Olivier v Kaizemi (CA 90 of 2004) [2005] NAHC 23 (13 July 2005)


CASE NO.: CA 90/2004

REPORTABLE



SUMMARY



MARTIN OLIVIER versus AUGUST KAIZEMI




SHIVUTE, JP et DAMASEB, J




13/07/2005




CIVIL PROCEDURE: MAGISTRATE’S COURT



- Rule 55A: Amendment of Pleadings after Rule 17(2)(a) notice of exception given; effect of.


- Dismissal of an exception that particulars of claim do not disclose cause of action. Such an interlocutory order not amenable to appeal.




CASE NO.: CA 90/2004


REPORTABLE

IN THE HIGH COURT OF NAMIBIA



In the matter between:




MARTIN OLIVIER APPELLANT



versus



AUGUST KAIZEMI RESPONDENT




CORAM: SHIVUTE, JP et DAMASEB, J



Heard on: 2004-10-20


Delivered on: 2005-07-13


_________________________________________________________________________


APPEAL JUDGMENT:

DAMASEB, J: This is an appeal against an order of the District magistrate, Mariental, dismissing an exception. The appellant also filed applications for condonation for non–compliance in respect of the preparation and making available of the appeal record, as well as for late filing of heads of argument. None of these applications is opposed and I am satisfied that good cause has been shown for the grant of condonation as sought. I will therefore not deal with those applications. The exception was heard on the 15th of March 2004 and was dismissed some time later. The magistrate has provided written reasons for dismissing the exception.

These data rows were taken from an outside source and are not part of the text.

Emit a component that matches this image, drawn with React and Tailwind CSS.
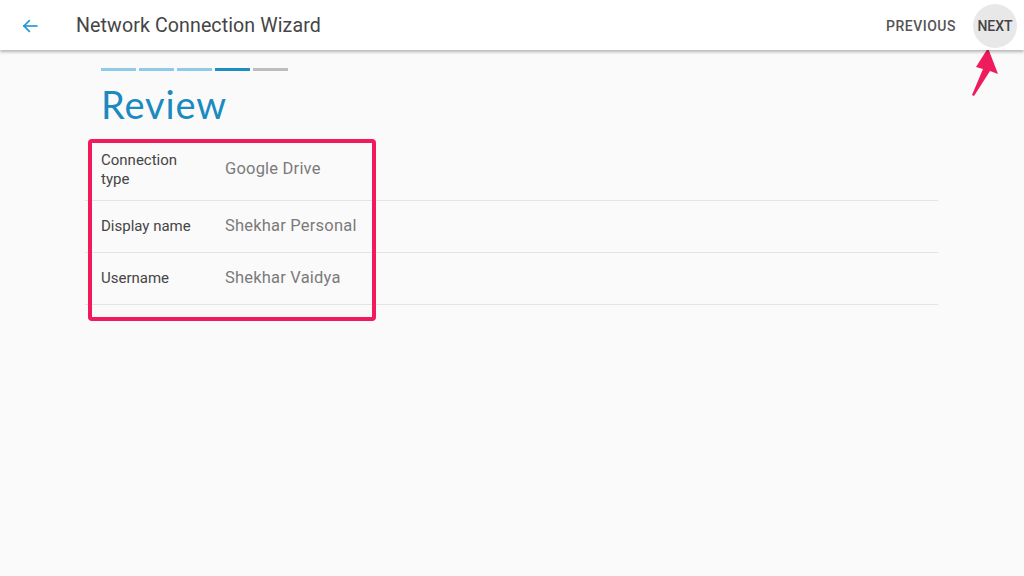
import React from 'react';

const rows = [
  { label: 'Connection type', value: 'Google Drive', tall: true },
  { label: 'Display name', value: 'Shekhar Personal' },
  { label: 'Username', value: 'Shekhar Vaidya' },
];

const steps = ['bg-[#8fcbe6]', 'bg-[#8fcbe6]', 'bg-[#8fcbe6]', 'bg-[#1d8dc2]', 'bg-[#bdbdbd]'];

const App = () => {
  return (
    <div className="relative w-[1024px] h-[576px] overflow-hidden bg-[#fafafa]" style={{ fontFamily: 'Roboto, "Noto Sans", sans-serif' }}>

      {/* ===== HEADER ===== */}
      <div className="relative z-10 h-[50px] pt-[2px] bg-white flex items-center shadow-[0_2px_3px_rgba(0,0,0,0.28)]">
        <button className="ml-[21px] w-[18px] h-[18px] flex items-center justify-center text-[#2196d3]">
          <svg width="18" height="18" viewBox="0 0 24 24" fill="none" stroke="currentColor" strokeWidth="2.2" strokeLinecap="square">
            <path d="M21 12H4" />
            <path d="M11 5l-7 7 7 7" />
          </svg>
        </button>
        <div className="ml-[37px] text-[19.6px] text-[#454545] tracking-[0.1px]">Network Connection Wizard</div>
        <div className="flex-1" />
        <button className="text-[14px] font-medium text-[#555] mr-[17px] tracking-[0.5px]">PREVIOUS</button>
        <button className="relative w-[44px] h-[44px] mr-[7px] rounded-full bg-[#e8e8e8] flex items-center justify-center text-[14px] font-medium text-[#444]">
          NEXT
        </button>
      </div>

      {/* ===== CONTENT ===== */}
      <div className="ml-[85px] w-[853px]">
        <div className="pl-[16px] pt-[18px] flex gap-[3px]">
          {steps.map((c, i) => (
            <div key={i} className={`w-[35px] h-[3px] ${c}`} />
          ))}
        </div>
        <div className="pl-[16px] mt-[11px] text-[38px] leading-[44px] tracking-[0.9px] text-[#1a8ac0]" style={{ fontFamily: 'Lato, Roboto, sans-serif' }}>
          Review
        </div>

        <div className="mt-[13px]">
          {rows.map((r) => (
            <div key={r.label} className={`flex items-center border-b border-[#e4e4e4] ${r.tall ? 'h-[62px]' : 'h-[52px]'}`}>
              <div className="pl-[16px] w-[140px] pr-[28px] text-[15px] leading-[19px] text-[#454545]">{r.label}</div>
              <div className="text-[16.5px] text-[#7a7a7a] tracking-[0.2px]">{r.value}</div>
            </div>
          ))}
        </div>
      </div>

      {/* ===== ANNOTATIONS ===== */}
      <div className="absolute left-[88px] top-[139px] w-[288px] h-[182px] border-[4px] border-[#ef1b5c] rounded-[4px]" />
      <svg className="absolute left-[960px] top-[40px]" width="40" height="62" viewBox="0 0 40 62">
        <polygon points="28,8 38,34 30,31 14,56 12,55 23,29 16,27" fill="#ef1b5c" />
      </svg>
    </div>
  );
};

export default App;
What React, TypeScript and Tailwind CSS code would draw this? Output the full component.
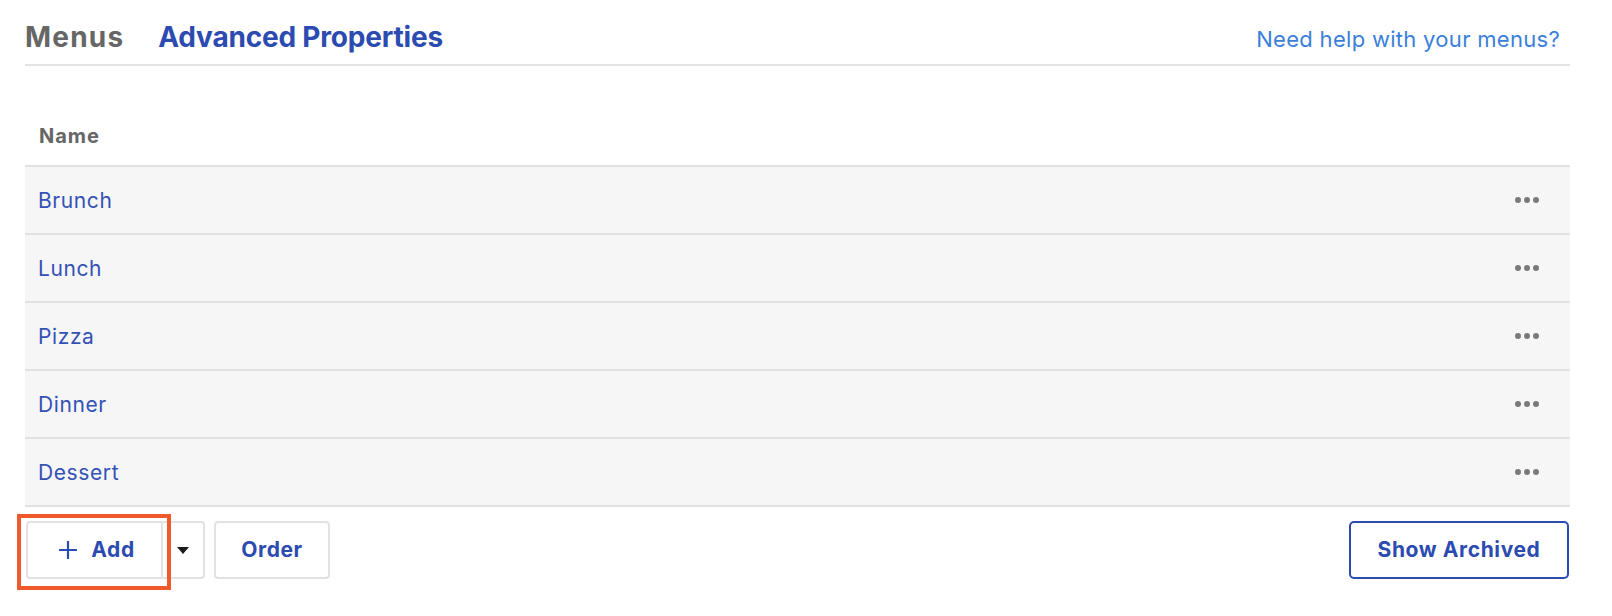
import React from "react";

const rows = ["Brunch", "Lunch", "Pizza", "Dinner", "Dessert"];

function Dots() {
  return (
    <div className="flex items-center gap-[3px]">
      <span className="block h-[6px] w-[6px] rounded-full bg-[#7a7a7a]" />
      <span className="block h-[6px] w-[6px] rounded-full bg-[#7a7a7a]" />
      <span className="block h-[6px] w-[6px] rounded-full bg-[#7a7a7a]" />
    </div>
  );
}

export default function App() {
  return (
    <div
      className="min-h-[616px] w-[1612px] bg-white"
      style={{ fontFamily: "Inter, 'Liberation Sans', sans-serif" }}
    >
      <div className="ml-[25px] w-[1545px]">
        {/* Header */}
        <div className="flex items-baseline justify-between border-b-2 border-[#e4e4e4] pt-[23px] pb-[11px]">
          <div className="flex items-baseline gap-[34px]">
            <span className="text-[28px] font-bold leading-[28px] tracking-[1.2px] text-[#666666]">
              Menus
            </span>
            <span className="text-[28px] font-bold leading-[28px] tracking-[-0.2px] text-[#2c4bb1]">
              Advanced Properties
            </span>
          </div>
          <span className="mr-[10px] text-[22px] leading-[28px] tracking-[0.3px] text-[#3b7fdb]">
            Need help with your menus?
          </span>
        </div>

        {/* Table header */}
        <div className="border-b-2 border-[#e2e2e2] pl-[14px] pt-[60px] pb-[19px]">
          <span className="block text-[20px] font-bold leading-[20px] tracking-[1px] text-[#666666]">
            Name
          </span>
        </div>

        {/* Rows */}
        {rows.map((r) => (
          <div
            key={r}
            className="flex h-[68px] items-center justify-between border-b-2 border-[#e2e2e2] bg-[#f6f6f6] pl-[13px] pr-[31px]"
          >
            <span className="mt-[1px] text-[21px] leading-[21px] tracking-[0.6px] text-[#3451b6]">
              {r}
            </span>
            <Dots />
          </div>
        ))}

        {/* Footer */}
        <div className="mt-[14px] flex items-start justify-between">
          <div className="ml-px flex items-center gap-[9px]">
            <div className="flex">
              <div className="relative">
                <button className="flex h-[58px] w-[137px] items-center justify-center gap-[13px] rounded-l-[4px] border-2 border-[#e2e2e2] bg-white pl-[4px] text-[21px] font-bold tracking-[0.6px] text-[#2c4bb1]">
                  <svg width="20" height="20" viewBox="0 0 20 20" className="block">
                    <path d="M10 1v18M1 10h18" stroke="#2c4bb1" strokeWidth="2.2" fill="none" />
                  </svg>
                  <span>Add</span>
                </button>
                <span className="pointer-events-none absolute -left-[9px] -top-[7px] block h-[76px] w-[154px] border-4 border-[#ee5a2b]" />
              </div>
              <button className="flex h-[58px] w-[42px] items-center justify-center rounded-r-[4px] border-2 border-l-0 border-[#e2e2e2] bg-white">
                <svg width="12" height="7" viewBox="0 0 12 7" className="block">
                  <path d="M0 0h12L6 7z" fill="#1a1a1a" />
                </svg>
              </button>
            </div>
            <button className="flex h-[58px] w-[116px] items-center justify-center rounded-[4px] border-2 border-[#e2e2e2] bg-white text-[21px] font-bold tracking-[0.6px] text-[#2c4bb1]">
              Order
            </button>
          </div>
          <button className="mr-px flex h-[58px] w-[220px] items-center justify-center rounded-[5px] border-2 border-[#2c4bb1] bg-white text-[21px] font-bold tracking-[0.6px] text-[#2c4bb1]">
            Show Archived
          </button>
        </div>
      </div>
    </div>
  );
}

The brief history of the matter is as follows. The respondent in this Court, who is the Plaintiff in the Court below, issued summons out of the magistrates’ Court, Mariental, praying for the following relief::


  1. Cancellation of the agreement;


  1. Payment of the amount of N$3 000-00;


  1. Interest at the rate of 20% per annum from September 2003 until date of full payment;


  1. Costs of suit;


  1. Alternative relief.


The relief sought was based on the alleged breach of an oral agreement entered into between the parties in terms whereof the Defendant sold to the Plaintiff a Volkswagen Beatle engine for the amount of N$3000.00. It is alleged to be a term of the oral agreement that the engine is still in good running condition and that it was to be used as a replacement engine in the vehicle of the Plaintiff; that although the engine had an oil leak it could be rectified by the replacement of an oil seal; that the engine was taken out of the Defendant’s vehicle in a very good condition and that it could be used for the purpose it was intended . It is further alleged that the Plaintiff duly ‘’advanced’’ the amount of N$3 000.00 and took delivery of the engine, but subsequently found out that the engine was damaged beyond repair and that it was impossible to stop the oil leak. Based on


that, it is alleged, that the Defendant committed a material breach of the agreement in that he misrepresented to the Plaintiff that the engine was in a good running condition whereas it was in fact beyond repair; that the oil leak in the engine could have been rectified by a mere replacement of an oil seal, while it subsequently transpired that the engine block was worn out to such an extent that it was impossible to use it; more particularly that the condition of the engine block rendered the replacement of the oil seal futile for purposes of fixing the oil leak; and that the engine could be used for the purpose it was intended for, when it was not.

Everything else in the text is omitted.